In HO, the minimum recommended clearance is 3" (top of rails to bottom of overhead obstruction). Even though they will clear at less, I would stick with 3" (you also need room to get your hand in there in case of derailment).


----------



## MtRR75 (Nov 27, 2013)

estes53 said:


> May be the only engines I will have.


Has anybody ever said that -- and NOT eaten their words???


----------



## DonR (Oct 18, 2012)

Since you have dropped the idea of an elevated track you have more
freedom to move your ideas around.

First, since you are going DCC you can add to your operating
fun by installing a passing siding along the upper red track.
With that and the siding in the lower area you can run two trains,
one going clockwise, the other counter clockwise.
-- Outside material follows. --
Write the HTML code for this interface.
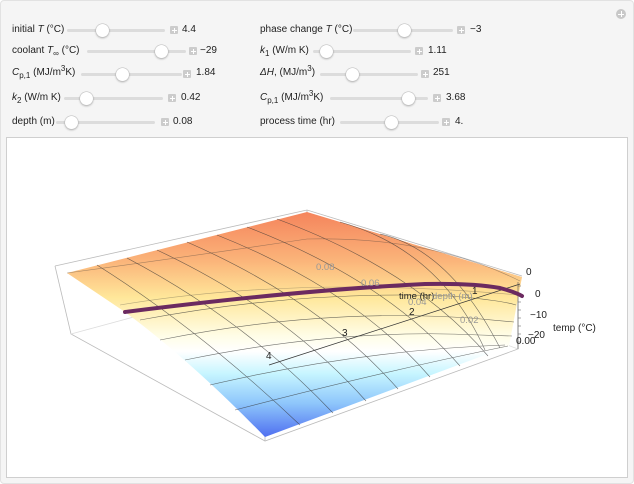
<!DOCTYPE html>
<html><head><meta charset="utf-8"><style>
body{margin:0;width:634px;height:484px;background:#fff;font-family:"Liberation Sans",sans-serif;overflow:hidden}
.panel{position:absolute;left:0;top:0;width:632px;height:482px;background:#f5f5f5;border:1px solid #e2e2e2;border-radius:4px}
.lbl{position:absolute;font-size:10px;color:#222;white-space:nowrap;line-height:12px}
.trk{position:absolute;height:3px;background:#dcdcdc;border-radius:2px}
.th{position:absolute;width:13px;height:13px;border-radius:50%;background:#fff;box-shadow:0 0 0 0.5px #bbb,0 1px 2px rgba(0,0,0,.3)}
.pl{position:absolute;width:8px;height:8px;background:#ccc;border-radius:1px}
.pl:before{content:"";position:absolute;left:3.5px;top:1.5px;width:1px;height:5px;background:#fff}
.pl:after{content:"";position:absolute;left:1.5px;top:3.5px;width:5px;height:1px;background:#fff}
.frame{position:absolute;left:6px;top:137px;width:620px;height:339px;background:#fff;border:1px solid #cfcfcf}
i{font-style:italic}
sub,sup{font-size:8px;line-height:0;vertical-align:baseline;position:relative}
sub{top:3px}
sup{top:-4px}
</style></head><body>
<div class="panel"></div>
<div style="position:absolute;left:616px;top:9px;width:10px;height:10px;border-radius:50%;background:#c8c8c8"></div>
<div style="position:absolute;left:618px;top:13.5px;width:6px;height:1px;background:#fff"></div>
<div style="position:absolute;left:620.5px;top:11px;width:1px;height:6px;background:#fff"></div>

<!-- left column -->
<div class="lbl" style="left:12px;top:24px">initial <i>T</i> (°C)</div>
<div class="trk" style="left:67px;top:29px;width:98px"></div><div class="th" style="left:96px;top:24px"></div>
<div class="pl" style="left:170px;top:26px"></div><div class="lbl" style="left:182px;top:24px">4.4</div>

<div class="lbl" style="left:12px;top:45px">coolant <i>T</i><sub>∞</sub> (°C)</div>
<div class="trk" style="left:87px;top:50px;width:99px"></div><div class="th" style="left:155px;top:45px"></div>
<div class="pl" style="left:189px;top:47px"></div><div class="lbl" style="left:200px;top:45px">−29</div>

<div class="lbl" style="left:12px;top:67px"><i>C</i><sub>p,1</sub> (MJ/m<sup>3</sup>K)</div>
<div class="trk" style="left:81px;top:73px;width:101px"></div><div class="th" style="left:116px;top:68px"></div>
<div class="pl" style="left:183px;top:70px"></div><div class="lbl" style="left:196px;top:67px">1.84</div>

<div class="lbl" style="left:12px;top:92px"><i>k</i><sub>2</sub> (W/m K)</div>
<div class="trk" style="left:64px;top:97px;width:99px"></div><div class="th" style="left:80px;top:92px"></div>
<div class="pl" style="left:168px;top:94px"></div><div class="lbl" style="left:181px;top:92px">0.42</div>

<div class="lbl" style="left:12px;top:116px">depth (m)</div>
<div class="trk" style="left:56px;top:121px;width:99px"></div><div class="th" style="left:65px;top:116px"></div>
<div class="pl" style="left:161px;top:118px"></div><div class="lbl" style="left:173px;top:116px">0.08</div>

<!-- right column -->
<div class="lbl" style="left:260px;top:24px">phase change <i>T</i> (°C)</div>
<div class="trk" style="left:353px;top:29px;width:100px"></div><div class="th" style="left:398px;top:24px"></div>
<div class="pl" style="left:457px;top:26px"></div><div class="lbl" style="left:470px;top:24px">−3</div>

<div class="lbl" style="left:260px;top:45px"><i>k</i><sub>1</sub> (W/m K)</div>
<div class="trk" style="left:313px;top:50px;width:98px"></div><div class="th" style="left:320px;top:45px"></div>
<div class="pl" style="left:415px;top:47px"></div><div class="lbl" style="left:428px;top:45px">1.11</div>

<div class="lbl" style="left:260px;top:67px"><i>ΔH</i>, (MJ/m<sup>3</sup>)</div>
<div class="trk" style="left:320px;top:73px;width:98px"></div><div class="th" style="left:346px;top:68px"></div>
<div class="pl" style="left:421px;top:70px"></div><div class="lbl" style="left:433px;top:67px">251</div>

<div class="lbl" style="left:260px;top:92px"><i>C</i><sub>p,1</sub> (MJ/m<sup>3</sup>K)</div>
<div class="trk" style="left:330px;top:97px;width:98px"></div><div class="th" style="left:402px;top:92px"></div>
<div class="pl" style="left:433px;top:94px"></div><div class="lbl" style="left:446px;top:92px">3.68</div>

<div class="lbl" style="left:260px;top:116px">process time (hr)</div>
<div class="trk" style="left:340px;top:121px;width:99px"></div><div class="th" style="left:385px;top:116px"></div>
<div class="pl" style="left:442px;top:118px"></div><div class="lbl" style="left:455px;top:116px">4.</div>

<div class="frame"></div>
<svg style="position:absolute;left:0;top:0" width="634" height="484" font-family="Liberation Sans, sans-serif">
<defs>
<linearGradient id="g" x1="0" y1="212" x2="0" y2="437" gradientUnits="userSpaceOnUse">
<stop offset="0" stop-color="#f5845c"/>
<stop offset="0.22" stop-color="#fbb57a"/>
<stop offset="0.38" stop-color="#ffe79a"/>
<stop offset="0.55" stop-color="#fffde6"/>
<stop offset="0.62" stop-color="#ffffff"/>
<stop offset="0.72" stop-color="#c6f5ff"/>
<stop offset="0.85" stop-color="#8ec6fb"/>
<stop offset="1" stop-color="#4f6ff0"/>
</linearGradient>
</defs>
<g stroke="#bbb" stroke-width="0.8" fill="none">
<path d="M55,266 L307,210 L522,276"/>
<path d="M55,266 L71,334 L265,441 L518,349 L518,282"/>
<path d="M307,210 L307,270"/>
<path d="M71,334 L307,270 L518,349" stroke="#ddd"/>
<path d="M265,365 L265,441"/>
</g>
<path d="M67,273 L307,212 L522,277 L509,346 L265,437 Q190,360 125,312 Z" fill="url(#g)"/>
<g stroke="#333" stroke-width="0.6" fill="none" opacity="0.7">
<path d="M97,265 Q200,330 300,425"/>
<path d="M127,258 Q245,320 333,413"/>
<path d="M157,250 Q285,310 366,401"/>
<path d="M187,242 Q320,300 398,389"/>
<path d="M217,235 Q355,290 430,377"/>
<path d="M247,227 Q385,280 460,366"/>
<path d="M277,219 Q415,270 488,356"/>
<path d="M340,222 Q440,250 485,350"/>
<path d="M380,234 Q450,250 500,348"/>
<path d="M67,273 Q200,255 307,239 Q430,236 520,281" opacity="0.6"/>
<path d="M140,320 Q300,290 450,296 Q500,300 516,305"/>
<path d="M160,340 Q320,308 470,318 L514,322"/>
<path d="M185,360 Q340,328 480,335 L512,336"/>
<path d="M210,385 Q360,350 505,345"/>
<path d="M235,410 Q380,372 508,346"/>
<path d="M120,305 Q300,275 518,295" opacity="0.5"/>
</g>
<path d="M269,365 L520,284" stroke="#333" stroke-width="0.7"/>
<path d="M518,282 L518,349" stroke="#555" stroke-width="0.6"/>
<g stroke="#555" stroke-width="0.5"><path d="M518,286h3M518,294h3M518,302h3M518,310h3M518,318h3M518,326h3M518,334h3M518,342h3"/></g>
<path d="M125,312 Q300,290 425,284 Q473,283 500,288 Q515,292 522,296" stroke="#6b2a60" stroke-width="4" fill="none" stroke-linecap="round"/>
<g font-size="10" fill="#222">
<text x="266" y="359">4</text><text x="342" y="336">3</text><text x="409" y="315">2</text><text x="472" y="294">1</text>
<text x="399" y="299" font-size="9.5">time (hr)</text>
<text x="526" y="275">0</text><text x="535" y="297">0</text><text x="530" y="318">−10</text>
<text x="553" y="331">temp (°C)</text><text x="528" y="338">−20</text><text x="516" y="344">0.00</text>
</g>
<g font-size="9.5" fill="#999">
<text x="432" y="299">depth (m)</text>
<text x="316" y="270">0.08</text><text x="361" y="286">0.06</text><text x="408" y="305">0.04</text><text x="460" y="323">0.02</text>
</g>
</svg>
</body></html>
The DC guys
can't do that.

I really don't like that nice neat circle around a maybe lake. Looks
like something for the Christmas tree.

Consider widening the right hand peninsula to the same width of the left.
Then do a flip of the left tracks on the right. That can give you a wider radius in some areas. You
might want to use a curved turnout where the lower red rejoins
the upper red curve.

I don't have Scarm so I can't redraw your layout, but you might try
to change the blue track to curve down and rejoin the red on the
right after CROSSING the red lead to the yard. That would add another
wrinkle, a reverse loop, easy to wire and operate on DCC. It would
require a reverse loop controller, about 40.00 or so. You could
turn your trains around to go the other way with that.

You will also want to add some spur tracks for industries. That
will give you switching operations.

Don


----------



## estes53 (Nov 3, 2015)

*Change 2*

Change 2


----------



## DonR (Oct 18, 2012)

Oh yes, that would make for a nice continuous running layout.

But, I'm afraid the tail of the yard ladder track is not long enough
for you to do much. Try turning the yard to branch off to the right.

Don


----------



## estes53 (Nov 3, 2015)

I am new at this so please forgive my terminology.

Am assuming that the tail is the area between the turntable and the far right switch. 

If so, would eliminating one or two of the yard lines, fix the problem without causing others?


----------



## CTValleyRR (Jul 26, 2014)

Build it and run it for a while and see how you like it. Then redesign and modify to suit your tastes.


----------



## CTValleyRR (Jul 26, 2014)

estes53 said:


> I am new at this so please forgive my terminology.
> 
> Am assuming that the tail is the area between the turntable and the far right switch.
> 
> If so, would eliminating one or two of the yard lines, fix the problem without causing others?


As designed, your yard is basically a parking lot, which is fine. The only issue you will have is less space to park locos / cars when not in use.


----------



## estes53 (Nov 3, 2015)

*Change 3*

Change 3


----------



## DonR (Oct 18, 2012)

estes53 said:


> I am new at this so please forgive my terminology.
> 
> Am assuming that the tail is the area between the turntable and the far right switch.
> 
> If so, would eliminating one or two of the yard lines, fix the problem without causing others?


Yes, in the layout of your post 8 the track at the far end of the ladder track
leading to the turntable would be the 'tail'. You can see that a loco is
about all that would fit to then go into the last yard track. The 'ladder track' has all of
your yard tracks leading from it.

Your changes in your most recent layout are exactly what I was suggesting.
I would lengthen any of the yard tracks that you can. If you really get
serious about your trains it won't take long to fill them all with locos and
cars.

Now, let's get it running. We're anxious to see trains on that
crossing. 

Don


----------



## estes53 (Nov 3, 2015)

*Minor Change*

Minor Change


----------



## CTValleyRR (Jul 26, 2014)

Seriously, you're just polishing the cannonball now. Go ahead and build it and see how you like it.

Be prepared for a major revision down the road if your interest changes.


----------



## estes53 (Nov 3, 2015)

*Change 4*

Change 4. Like this, operations wise, but will have to keep a lot of the industry 1 story high in order to view the yard and industry sidings.


----------



## CTValleyRR (Jul 26, 2014)

So now you're starting to veer more towards having things for your trains to do on your layout, although you still have a mine, a farm, a town, and a military base, all without rail service.

Remember -- neither approach is wrong, they're just different. Not mutually exclusive, either, but you will rapidly run into a "bowl of spaghetti" with no room for scenery in your small space.

You might consider putting a scenic divider across your layout (rather than trying to see across as you envision). This would look more like your trains are serving the industries, the going "elsewhere" with their loads, or bringing deliveries from "elsewhere". It also will give you something to put "flats" against -- that is, partial buildings that will suggest an entire industry, since you don't really have room to put a structure of any size on the layout as you've drawn it.


----------